IN THE HIGH COURT OF JUSTICE
QUEEN'S BENCH DIVISION
DIVISIONAL COURT


Royal Courts of Justice
Strand
London WC2A 2LL
27th February 2008

B e f o r e :

LORD JUSTICE RICHARDS
MRS JUSTICE SWIFT DBE

____________________

Between:
ZAK Appellant
v
REGIONAL COURT OF BYDGOSZCZ POLAND Respondent

____________________

Computer-Aided Transcript of the Stenograph Notes of
WordWave International Limited
A Merrill Communications Company
190 Fleet Street London EC4A 2AG
Tel No: 020 7404 1400 Fax No: 020 7831 8838
(Official Shorthand Writers to the Court)

____________________

Miss R Kapila (instructed by Hallinan, Blackburn, Gittings & Nott) appeared on behalf of the Appellant
Miss R Davidson (instructed by the CPS) appeared on behalf of the Respondent

____________________

HTML VERSION OF JUDGMENT
____________________

Crown Copyright ©

  1. LORD JUSTICE RICHARDS: The appellant is the subject of a European arrest warrant, issued by a judicial authority in Poland.

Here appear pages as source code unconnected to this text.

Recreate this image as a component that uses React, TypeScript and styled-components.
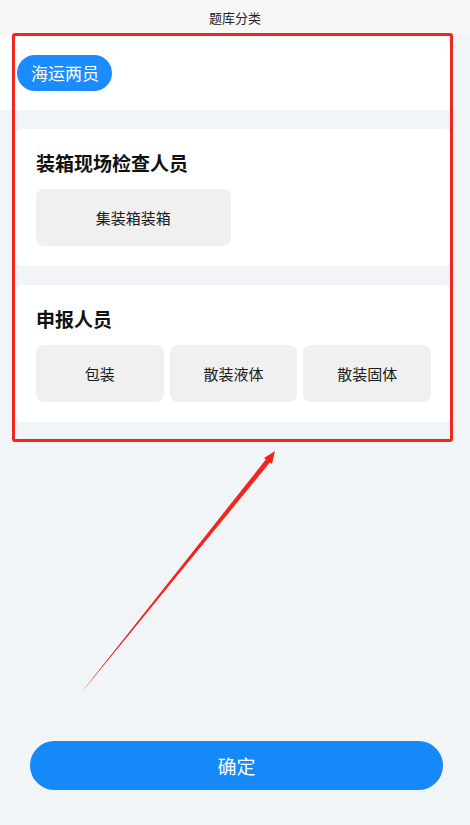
import styled, { createGlobalStyle } from 'styled-components';

const GlobalStyle = createGlobalStyle`
  html, body {
    margin: 0;
    padding: 0;
    background: #f2f5f8;
    font-family: 'Noto Sans CJK SC', 'Noto Sans', sans-serif;
  }
  * {
    box-sizing: border-box;
  }
`;

const groups = [
  { title: '装箱现场检查人员', columns: 2, items: ['集装箱装箱'] },
  { title: '申报人员', columns: 3, items: ['包装', '散装液体', '散装固体'] },
];

export default function App() {
  return (
    <>
      <GlobalStyle />
      <Page>
        <Header>题库分类</Header>
        <Content>
          <TopBar>
            <Chip>海运两员</Chip>
          </TopBar>
          {groups.map((group) => (
            <Card key={group.title}>
              <CardTitle>{group.title}</CardTitle>
              <OptionGrid $columns={group.columns}>
                {group.items.map((item) => (
                  <Option key={item}>{item}</Option>
                ))}
              </OptionGrid>
            </Card>
          ))}
        </Content>
        <Footer>
          <ConfirmButton type="button">确定</ConfirmButton>
        </Footer>

        <Highlight />
        <Arrow width="470" height="825" viewBox="0 0 470 825">
          <polygon points="81,693 269.5,462.5 264,458 275,451 272,464 266.5,460" fill="#f3261e" />
          <polygon points="81,693 271,461 267,458" fill="#f3261e" />
        </Arrow>
      </Page>
    </>
  );
}

const Page = styled.div`
  position: relative;
  display: flex;
  flex-direction: column;
  min-height: 825px;
  background: #f2f5f8;
`;

const Header = styled.div`
  height: 35px;
  display: flex;
  align-items: center;
  justify-content: center;
  background: #f7f7f7;
  font-size: 13px;
  color: #222;
`;

const Content = styled.div`
  width: 455px;
  display: flex;
  flex-direction: column;
  gap: 19px;
`;

const TopBar = styled.div`
  background: #fff;
  padding: 20px 17px 19px;
  display: flex;
`;

const Chip = styled.div`
  height: 36px;
  padding: 0 13px 0 14px;
  border-radius: 18px;
  background: #1a8cff;
  color: #fff;
  font-size: 17px;
  line-height: 36px;
`;

const Card = styled.div`
  margin: 0 4px 0 16px;
  background: #fff;
  border-radius: 6px;
  padding: 21px 20px 20px;
`;

const CardTitle = styled.div`
  font-size: 19px;
  font-weight: 700;
  line-height: 26px;
  color: #111;
  margin-bottom: 13px;
`;

const OptionGrid = styled.div<{ $columns: number }>`
  display: grid;
  grid-template-columns: repeat(${(p) => p.$columns}, 1fr);
  gap: 6px;
`;

const Option = styled.div`
  height: 57px;
  border-radius: 8px;
  background: #f0f0f0;
  display: flex;
  align-items: center;
  justify-content: center;
  font-size: 15px;
  color: #1a1a1a;
`;

const Footer = styled.div`
  margin-top: auto;
  padding: 0 27px 35px 30px;
`;

const ConfirmButton = styled.button`
  width: 100%;
  height: 49px;
  border: none;
  border-radius: 25px;
  background: #1589fa;
  color: #fff;
  font-family: inherit;
  font-size: 19px;
`;

const Highlight = styled.div`
  position: absolute;
  left: 12px;
  top: 33px;
  width: 441px;
  height: 409px;
  border: 3px solid #f0271f;
  border-radius: 3px;
  pointer-events: none;
`;

const Arrow = styled.svg`
  position: absolute;
  left: 0;
  top: 0;
  pointer-events: none;
`;
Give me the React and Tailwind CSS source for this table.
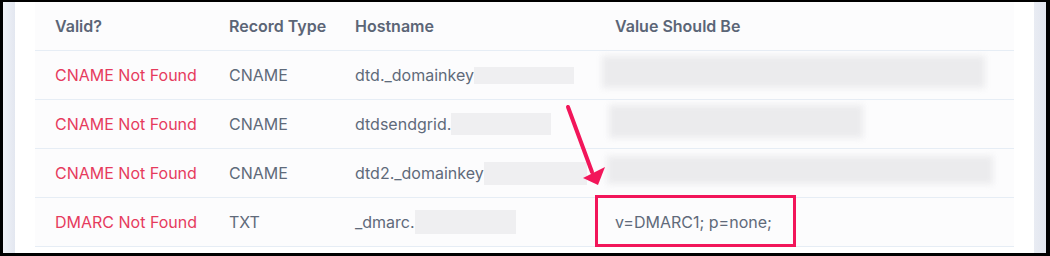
import React from "react";

const rows = [
  { status: "CNAME Not Found", type: "CNAME", host: "dtd._domainkey", hostMask: [100, 17], value: { w: 383, h: 32, dx: -13 } },
  { status: "CNAME Not Found", type: "CNAME", host: "dtdsendgrid.", hostMask: [100, 22], value: { w: 254, h: 33, dx: -6 } },
  { status: "CNAME Not Found", type: "CNAME", host: "dtd2._domainkey", hostMask: [103, 23], value: { w: 386, h: 28, dx: -8 } },
  { status: "DMARC Not Found", type: "TXT", host: "_dmarc.", hostMask: [101, 24], text: "v=DMARC1; p=none;" },
];

function Mask({ w, h, soft }) {
  return (
    <span
      className={
        "inline-block " +
        (soft ? "bg-[#ebebed] blur-[3px]" : "bg-[#efeff1] blur-[0.5px]")
      }
      style={{ width: w, height: h }}
    />
  );
}

export default function App() {
  return (
    <div
      className="w-[1050px] h-[256px] bg-black pt-[2px] pl-[3px] pr-[4px] pb-[3px] flex"
      style={{ fontFamily: "Inter, 'Noto Sans', sans-serif" }}
    >
      <div className="w-[12px] bg-gradient-to-r from-[#f1f3f8] to-[#e3e7f0]" />
      <div className="flex-1 bg-white px-[20px] relative">
        <div className="bg-[#fcfcfd] text-[16px]">
          {/* header */}
          <div className="flex h-[49px] items-center border-b border-[#e6edf5] text-[#5b6576] font-semibold">
            <div className="w-[194px] pl-[20px]">Valid?</div>
            <div className="w-[126px]">Record Type</div>
            <div className="w-[260px]">Hostname</div>
            <div className="flex-1">Value Should Be</div>
          </div>
          {rows.map((r, i) => (
            <div
              key={i}
              className="flex h-[49px] items-center border-b border-[#e6edf5] text-[#5f6a7a]"
            >
              <div className="w-[194px] pl-[20px] text-[#e63b5d]">{r.status}</div>
              <div className="w-[126px]">{r.type}</div>
              <div className="w-[260px] flex items-center">
                <span>{r.host}</span>
                <Mask w={r.hostMask[0]} h={r.hostMask[1]} />
              </div>
              <div className="flex-1 flex items-center relative h-full">
                {r.value ? (
                  <span className="relative" style={{ left: r.value.dx }}>
                    <Mask w={r.value.w} h={r.value.h} soft />
                  </span>
                ) : (
                  <>
                    <span>{r.text}</span>
                    <span className="absolute left-[-20px] top-[-3px] w-[201px] h-[52px] border-[3px] border-[#f2165a]" />
                  </>
                )}
              </div>
            </div>
          ))}
        </div>
        {/* pointer arrow */}
        <svg
          className="absolute left-[530px] top-[98px]"
          width="60"
          height="92"
          viewBox="0 0 60 92"
        >
          <line x1="23" y1="7" x2="47" y2="72" stroke="#f2165a" strokeWidth="4" strokeLinecap="round" />
          <polygon points="53,85 38,78 60,67" fill="#f2165a" />
        </svg>
      </div>
      <div className="w-[12px] bg-gradient-to-r from-[#e9ecf3] to-[#e2e6ef]" />
    </div>
  );
}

His extradition was ordered by District Judge Anthony Evans on 2nd January 2008 following a hearing at which the appellant was represented but no issues were raised on his behalf.
  2. Subsequently the appellant, by this time acting in person, filed a notice of appeal under section 26 of the Extradition Act 2003. At a hearing before the Divisional Court on 31st January, a representation order was granted and the case was adjourned to allow the appellant to be properly represented on the appeal.
  3. At today's adjourned hearing, Miss Kapila has appeared for the appellant and, in an excellent and succinct set of submissions, has raised three issues. The first of those issues is a submission that the conduct for which the appellant's extradition is sought does not constitute an extradition offence, because it does not meet the condition in section 64(3)(b) of the 2003 Act that"... the conduct would constitute an offence under the law of the relevant part of the United Kingdom if it occurred in that part of the United Kingdom."
  4. In order to explain that submission it is necessary to refer to the relevant part of the European arrest warrant, and to further information that has been provided by the requesting authority in respect of the warrant. The offence for which extradition is sought is described in the warrant as "unintentional receiving of stolen property", contrary to Article 292, section 1 of the Polish Penal Code. The conduct is described in the warrant as follows:
  5. "On the day of 2nd July 2003 in Inowrociaw he acquired from Michal Lewandowski a mobile telephone make Nokia 5510 worth of PLN 300.00 for the amount of c.a. PLN 100.00, about which, based on the surrounding circumstances, he should and could have suspected that it had been obtained by a prohibited act."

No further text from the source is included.